The paper proposes a next-generation muon g-2 experiment at HIAF in China aiming for sub-0.1 ppm precision, surpassing Fermilab and testing Standard Model and CPT symmetry with unprecedented sensitivity.

Contribution

It introduces novel measurement approaches using HIAF's intense muon beams to achieve higher precision in muon g-2 experiments beyond current efforts.

Findings

Achieves 0.13 ppm precision in Phase 1 matching Fermilab's current level.

Plans for 0.05 ppm precision in Phase 2 with HIAF upgrade.
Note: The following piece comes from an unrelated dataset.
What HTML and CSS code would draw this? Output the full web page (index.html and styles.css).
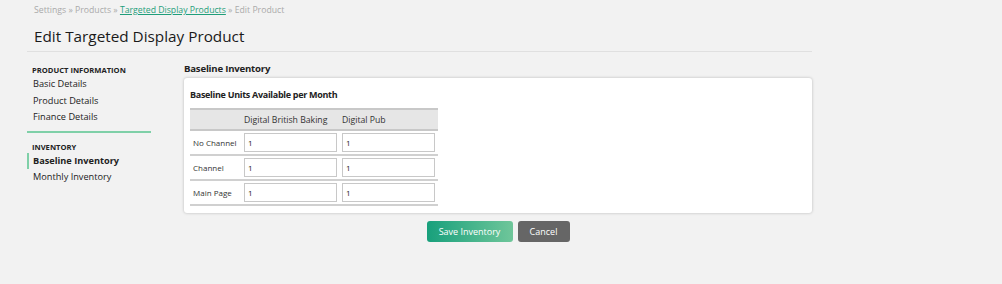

Enables sensitive tests of Standard Model and CPT symmetry beyond existing limits.

Abstract

We propose a next-generation precision measurement of the muon anomalous magnetic moment (muon $g-2$), at the High Intensity Heavy-Ion Accelerator Facility (HIAF) in China. The project, named CANTON-$\mu$ (Coherent Anomalous magNetic momenT ObservatioN with muon), represents the first muon $g-2$ experiment aimed at surpassing Fermilab precision. It introduces novel approaches based on HIAF's intense pulsed GeV-scale muon beams, particularly for negative-muon polarity. This work studies the expected muon beam intensity at HIAF, establishing the statistical reach and level of systematic control required to achieve a precision of 0.13 ppm in Phase 1, matching the current Fermilab precision, and 0.05 ppm in Phase 2 with the HIAF upgrade. This precision enables stringent tests of the Standard Model with sensitivity to new physics beyond current collider scales, and offers a uniquely sensitive test of CPT symmetry within the Standard-Model Extension at the $10^{-24}$ GeV level, improving existing limits by more than an order of magnitude.